When I was a lad we didn't have air-con in the home or the car and it bothered me not one iota.
These days, as I've become soft and coddled - and because it's the middle of summer - my whole thinking universe is centred on the thought of cooling air flowing over the body.
I reckon my blood is so thin from this heat that I'd bleed out from a pin prick.
Yes, we are still without air-con and, here in MooTown, that is not a good thing! Rita remembers last year (and our first here) when we commented to the neighbours about the heat, they replied that it was actually quite mild and to wait until we got a real summer.
The first (of many) days where the thermometer nudged over the 40 mark, we headed off to the movies where we had a choice of Aquaman or some cartoon feature.
We chose the former which didn't do a lot for me, but Rita enjoyed the eye candy.
Two hours of air- conditioned comfort wasn't enough so it was on to a club for dinner which we managed to spread over another three hours.
We would have followed that formula every day but the budget doesn't extend to $100 a day just to stay cool.
Checked out the local pool but all the shady spots were taken so that was a fail.
It's not just us. The poor old maggies that have adopted us spend the days standing around under the trees panting away.
On one 43 degree-er we felt so sorry for them that we turned on the sprinkler and they all ran away from it (too hot to fly). Stupid birds!
At the start of this heat wave at least the nights cooled down to tolerable levels so, with the overhead fan spinning at 4000rpm (I wish) and a pedestal jobbie at the foot of the bed, sleeping was reasonable.
Now though, with 30 degrees at close to midnight, that's no longer the case.
We are now reduced to spending the afternoons jumping into the bath full of cold water in cossies and shirts and lying in front of fans. How some of you live in the Outback or FNQ is beyond me.
With the blasted machinery dying just before Christmas the chance of a quick fix was not going to happen. I mentioned in my last column that one bloke did come out to have a look and said he'd come back with quotes to repair/ replace the evaporative cooling unit.
We never heard back from him. Wish I had a business where I could afford to knock customers back!

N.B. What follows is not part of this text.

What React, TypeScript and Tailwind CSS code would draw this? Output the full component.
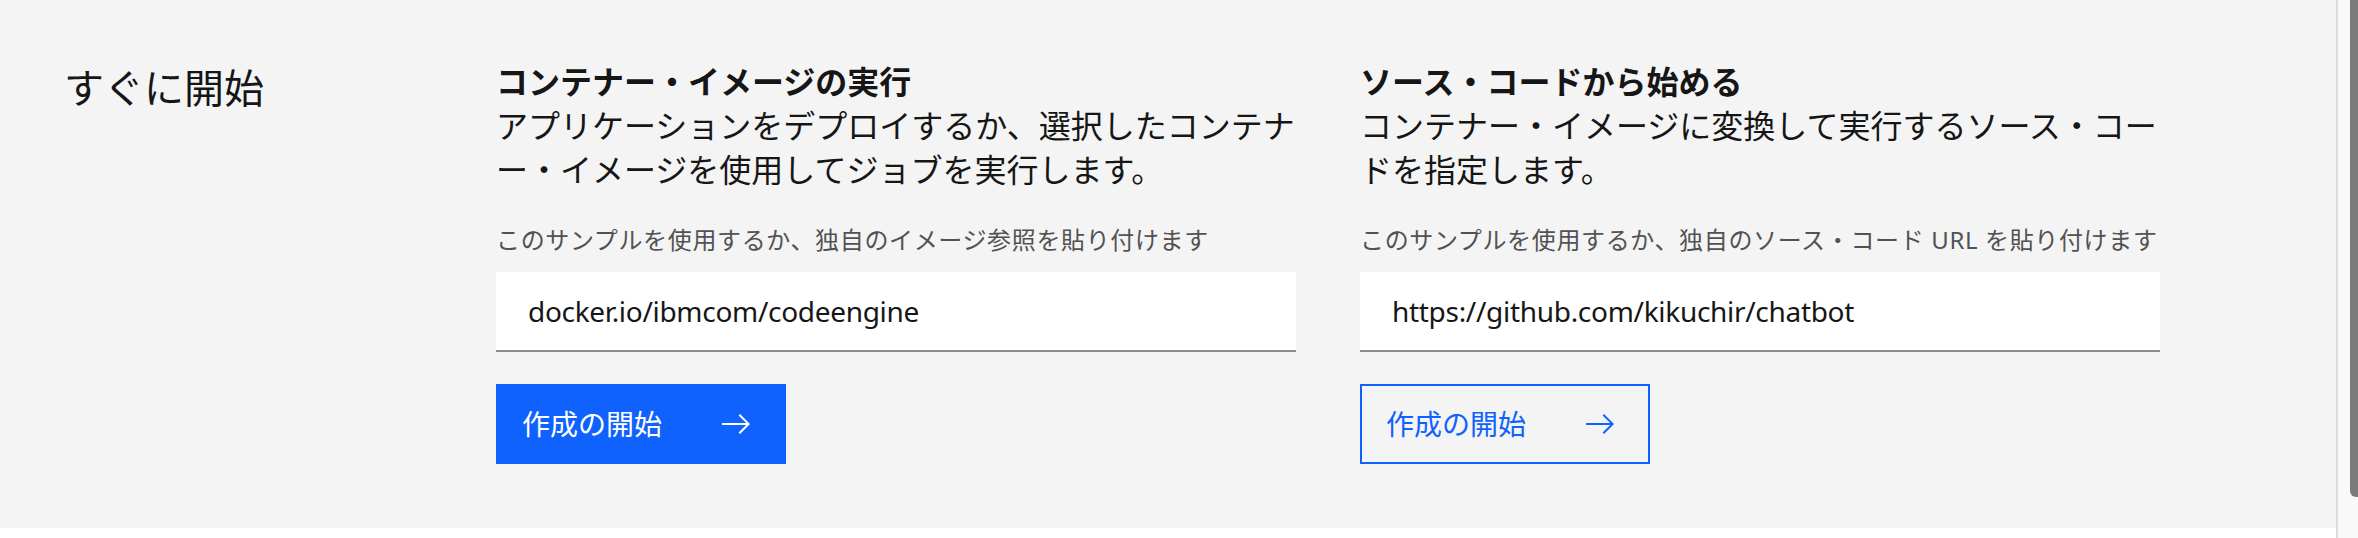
import React from 'react';

const jp = '[font-family:"Noto_Sans","Noto_Sans_CJK_JP",sans-serif]';

interface StartCardProps {
  title: string;
  lines: string[];
  helper: string;
  value: string;
  primary?: boolean;
}

// Carbon arrow--right (16)
const ArrowRight = ({ className }: { className?: string }) => (
  <svg viewBox="0 0 16 16" className={className} fill="currentColor" aria-hidden="true">
    <path d="M9.3 3.7 13.1 7.5H1v1h12.1l-3.8 3.8.7.7 5-5-5-5z" />
  </svg>
);

const StartCard: React.FC<StartCardProps> = ({ title, lines, helper, value, primary }) => (
  <div className="w-[800px] flex flex-col">
    <h3 className="text-[32px] leading-[44px] font-semibold text-[#161616]">{title}</h3>
    <p className="text-[32px] leading-[44px] text-[#161616] [line-break:loose]">
      {lines[0]}
      <br />
      {lines[1]}
    </p>
    <label className="mt-[32px] mb-[16px] text-[24px] leading-[32px] tracking-[0.64px] text-[#525252]">
      {helper}
    </label>
    <input
      readOnly
      defaultValue={value}
      className="h-[80px] w-full bg-white border-b-2 border-[#8d8d8d] px-[32px] text-[28px] tracking-[-0.3px] text-[#161616] outline-none"
    />
    <button
      className={`mt-[32px] h-[80px] w-[290px] flex items-center justify-between text-[28px] ${
        primary ? 'bg-[#0f62fe] text-white pl-[26px] pr-[34px]' : 'border-2 border-[#0f62fe] text-[#0f62fe] pl-[24px] pr-[32px]'
      }`}
    >
      <span>作成の開始</span>
      <ArrowRight className="w-[32px] h-[32px]" />
    </button>
  </div>
);

export default function App() {
  return (
    <div lang="ja" className={`flex h-[538px] w-full bg-white ${jp}`}>
      <div className="flex-1 flex flex-col">
        <section className="h-[528px] bg-[#f4f4f4] flex pt-[60px] pl-[64px]">
          <h2 className="w-[432px] text-[40px] leading-[56px] text-[#161616]">すぐに開始</h2>
          <div className="flex gap-[64px]">
            <StartCard
              primary
              title="コンテナー・イメージの実行"
              lines={[
                'アプリケーションをデプロイするか、選択したコンテナ',
                'ー・イメージを使用してジョブを実行します。',
              ]}
              helper="このサンプルを使用するか、独自のイメージ参照を貼り付けます"
              value="docker.io/ibmcom/codeengine"
            />
            <StartCard
              title="ソース・コードから始める"
              lines={[
                'コンテナー・イメージに変換して実行するソース・コー',
                'ドを指定します。',
              ]}
              helper="このサンプルを使用するか、独自のソース・コード URL を貼り付けます"
              value="https://github.com/kikuchir/chatbot"
            />
          </div>
        </section>
      </div>
      {/* scrollbar strip */}
      <div className="w-[22px] border-l-2 border-[#dedede] bg-[#f9f9f9] flex justify-end">
        <div className="w-[8px] h-[497px] bg-[#7b7b7b] rounded-bl-[6px]" />
      </div>
    </div>
  );
}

So began the rounds of trying to find someone who knew what they were talking about and a repair/ replacement at the right price. To their credit, all but one business came and quoted for nothing.
The one that charged us $100 also quoted $3200 for a replacement and $2100 for a possible repair.
I say "possible” because no-one was able to tell us what had actually died.
This being the case, we decided to go for replacement and ended up shaving over $500 off that $3200. It's certainly worth shopping around.
One mob who couldn't be bothered coming over asked if the existing unit was hard wired or not. As I hadn't a clue he said that he'd quote, including a sparky to install a three pin plug and came up with $2800.
Another guy who made the effort to come and check, climbed up into the roof (what a hero!), he said, "Already got a three-pin plug. You just saved yourself $300.”
$300! For that I'd have happily climbed up there among the spiders and other creepy-crawlies and wire it on myself, legalities be damned.
Given that saving I rang the $2800 quoter back and told him the good news, figuring I'd get a price between $2500 - $2600.
"Bear with me and I'll run the figures again,” he said. "$2880.”
"Hang on mate,” said me. "You've just gone up 80 bucks by NOT having to install a plug!”
On further discussion he offered to beat the best quote by $50 and I politely told him where he could stick that 50. And so, after much deliberation, we are only two stinking hot days away from chilled bliss. Bring it on!
What really annoys us is that it was the air-con that carked it. Why couldn't it have been the fridge so we could go and get one of those nice two-door jobs with an ice-maker.
I bet you 100-1 that the next thing to go will be the washing machine. Boring! Time to climb into the bathtub. Take care of you.